特に、過去に愛犬が同様の威嚇行動をとった際、飼い主さんが怯んでしまってその行為をあきらめたという経験がある場合、愛犬は「こうすれば嫌なことをやめてくれる」と学習してしまっている可能性があります。このような威嚇行動はクセになってしまうことがあるため、注意が必要です。
2.大事なものを守りたいから
ごはんを食べている途中にお皿に手を伸ばしたときや、遊んでいるおもちゃを取り上げようとしたときにとる威嚇行動は、「これは大事なものだから手を出さないで!」という意思表示になります。
典型的な例が、出産直後で赤ちゃんのお世話をしている母犬です。人間のお母さんでも、出産直後に自分以外の人間が赤ちゃんに触れようとすると極度の嫌悪感を抱いてしまう「ガウガウ期」がある人がいますが、それと同様に、わんこにもガウガウ期があります。たとえ信頼して心を許している飼い主さんであったとしても、近づいてほしくないという本能が働いてしまうのです。
3.怖いと感じているから
もちろん、純粋に恐怖を感じて威嚇している場合もあります。最初にご紹介した「嫌なことをやめてほしい」ゆえの威嚇行動も、「それは怖いからやめて!」という恐怖によるものとして一括りにすることもできるかもしれません。

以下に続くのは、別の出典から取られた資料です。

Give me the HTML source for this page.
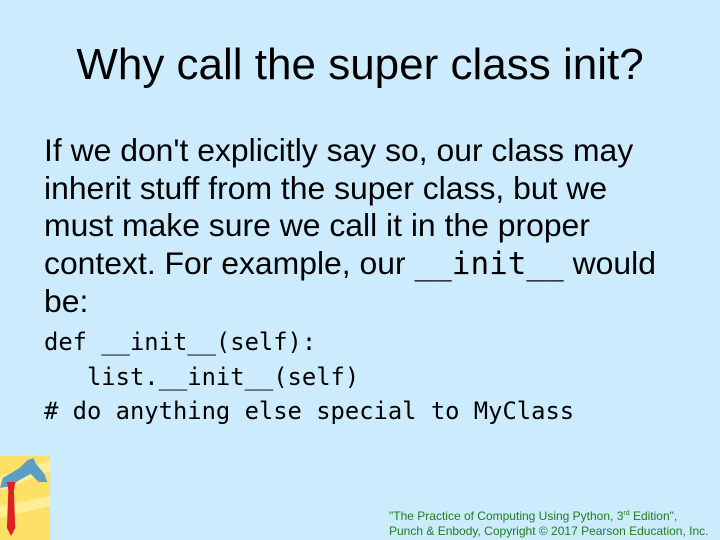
<!DOCTYPE html>
<html><head><style>
body{margin:0;width:720px;height:540px;background:#ccecfe;position:relative;overflow:hidden;font-family:"Liberation Sans",sans-serif;}
.t{position:absolute;left:0;width:720px;top:40px;text-align:center;font-size:44px;color:#000;}
.b{position:absolute;left:44px;top:132px;font-size:31.9px;line-height:37.5px;color:#000;width:620px;}
.m{font-family:"DejaVu Sans Mono",monospace;}
.c{position:absolute;left:44px;font-family:"DejaVu Sans Mono",monospace;font-size:23.8px;color:#000;white-space:pre;}
.f{position:absolute;left:389px;top:507px;font-size:12px;line-height:14.5px;color:#1c7e1c;white-space:nowrap;}
</style></head><body>
<div class="t">Why call the super class init?</div>
<div class="b">If we don't explicitly say so, our class may inherit stuff from the super class, but we must make sure we call it in the proper context. For example, our <span class="m" style="font-size:31px">__init__</span> would be:</div>
<div class="c" style="top:328px">def __init__(self):</div>
<div class="c" style="top:363px">   list.__init__(self)</div>
<div class="c" style="top:397px"># do anything else special to MyClass</div>
<svg style="position:absolute;left:0;top:456px" width="50" height="84" viewBox="0 0 36 84" preserveAspectRatio="none">
<rect width="36" height="84" fill="#fde066"/>
<path d="M0 20 L36 5 L36 15 L0 35Z M0 50 L36 40 L36 50 L0 62Z" fill="#fff3a8" opacity=".7"/>
<path d="M2 22 L14 12 L20 4 L24 2 L26 8 L32 18 L34 26 L28 26 L22 18 L14 24 L8 30 L0 32Z" fill="#5c9ec4"/>
<path d="M5 26 L11 26 L10 34 L11 72 L8 80 L5 72 L6 34Z" fill="#d22"/>
</svg>
<div class="f">"The Practice of Computing Using Python, 3<sup style="font-size:7px">rd</sup> Edition",<br>Punch &amp; Enbody, Copyright © 2017 Pearson Education, Inc.</div>
</body></html>
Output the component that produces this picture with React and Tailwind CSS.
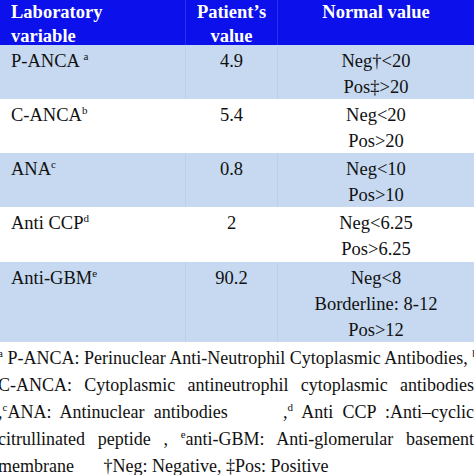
import React from 'react';

const rows = [
  { name: 'P-ANCA', gap: true, sup: 'a', value: '4.9', normal: ['Neg†<20', 'Pos‡>20'], blue: true, h: 'h-[54px]' },
  { name: 'C-ANCA', sup: 'b', value: '5.4', normal: ['Neg<20', 'Pos>20'], h: 'h-[54px]' },
  { name: 'ANA', sup: 'c', value: '0.8', normal: ['Neg<10', 'Pos>10'], blue: true, h: 'h-[54px]' },
  { name: 'Anti CCP', sup: 'd', value: '2', normal: ['Neg<6.25', 'Pos>6.25'], h: 'h-[55px]' },
  { name: 'Anti-GBM', sup: 'e', value: '90.2', normal: ['Neg<8', 'Borderline: 8-12', 'Pos>12'], blue: true, h: 'h-[80px]' },
];

function Sup({ children }) {
  return <sup className="text-[11px] top-[-7px]">{children}</sup>;
}

export default function App() {
  return (
    <div className="w-[474px] h-[475px] overflow-hidden bg-white text-[#111] [--font-serif:Liberation_Serif,Times_New_Roman,serif] font-serif">
      {/* ── Table ── */}
      <div className="grid grid-cols-[186px_92px_196px] text-[18.5px] leading-[26px]">
        {/* header */}
        <div className="h-[45px] bg-[#0c10ea] text-white font-bold pl-[11px] leading-[24px] border-r border-[#2a30ee]">
          Laboratory<br />variable
        </div>
        <div className="h-[45px] bg-[#0c10ea] text-white font-bold text-center leading-[24px] border-r border-[#2a30ee]">
          Patient&rsquo;s<br />value
        </div>
        <div className="h-[45px] bg-[#0c10ea] text-white font-bold text-center leading-[24px]">
          Normal value
        </div>

        {rows.map(r => {
          const bg = r.blue ? 'bg-[#c6d9f0]' : 'bg-white';
          const line = r.blue ? 'border-[#bccfe7]' : 'border-white';
          return (
            <React.Fragment key={r.name}>
              <div className={`${r.h} ${bg} ${line} border-r pl-[11px] pt-[3px]`}>
                {r.name}{r.gap ? ' ' : ''}<Sup>{r.sup}</Sup>
              </div>
              <div className={`${r.h} ${bg} ${line} border-r text-center pt-[3px]`}>{r.value}</div>
              <div className={`${r.h} ${bg} text-center pt-[3px]`}>
                {r.normal.map(n => <div key={n}>{n}</div>)}
              </div>
            </React.Fragment>
          );
        })}
      </div>

      {/* ── Footnote ── */}
      <div className="w-[476px] -ml-[2px] pt-[3px] text-[18px] leading-[27px] whitespace-nowrap">
        <div className="text-justify [text-align-last:justify]">
          <Sup>a</Sup> P-ANCA: Perinuclear Anti-Neutrophil Cytoplasmic Antibodies, <Sup>b</Sup>
        </div>
        <div className="text-justify [text-align-last:justify]">
          C-ANCA: Cytoplasmic antineutrophil cytoplasmic antibodies
        </div>
        <div className="text-justify [text-align-last:justify]">
          ,<Sup>c</Sup>ANA: Antinuclear antibodies&nbsp;&nbsp;&nbsp;&nbsp;&nbsp; ,<Sup>d</Sup> Anti CCP :Anti–cyclic
        </div>
        <div className="text-justify [text-align-last:justify]">
          citrullinated peptide , <Sup>e</Sup>anti-GBM: Anti-glomerular basement
        </div>
        <div>
          membrane<span className="inline-block w-[25px]" /> †Neg: Negative, ‡Pos: Positive
        </div>
      </div>
    </div>
  );
}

飼い主さんが愛犬に触ろうとしたときや、叱っているときに激しく威嚇する場合、それも震えたり、しっぽを脚の間に巻き込んだりしている場合には、愛犬は飼い主さんに恐怖を感じている可能性があります。
これは、以前に飼い主さんに殴られたり、激しく叱責されたりしたことがトラウマになっていることが考えられます。この状態では、愛犬との間にあまり良い関係性が築けているとは言えません。一度、愛犬との信頼関係の作り方を見直す必要があります。
4.病気や怪我をしているから
注意してほしいのは、怪我や病気の痛みが原因で威嚇している場合です。怪我や病気で体が弱っているときには、いわずもがな、外敵に対していつもより無防備な状態になっていますから、自然と警戒心が上がります。そのため、普段は何でもないことに反応したり、飼い主さんにすら警戒心を抱いてしまうことがあるのです。また、触られたり動かされたりすると体が痛むという場合には、「痛いから触らないで!」という意味で威嚇してしまうことがあります。
また、最近多いのが、認知症による威嚇行動です。加齢によって認知症を発症しはじめた場合、人間の認知症と同じく、攻撃的な性格に変わってしまったり、無駄吠えが増えることがあります。
「今まで威嚇されたことなんてなかったのに、突然攻撃的になった」、「どこかを触ろうとすると極端に嫌がるようになった」など、おかしいなと感じた場合には、すぐに動物病院を受診することをオススメします。
まとめ
いかがでしたでしょうか?同じ威嚇でも、状況によってさまざまな要因があることがおわかりいただけたのではないでしょうか。とはいえ、威嚇行動は、噛んだり飛びかかったりといった攻撃行動の一歩手前。あまりされて気持ちのいい行為ではありませんよね。原因によっては直せるものや、直すべきものがありますから、しっかり威嚇の意味を見極めて判断することが大切です。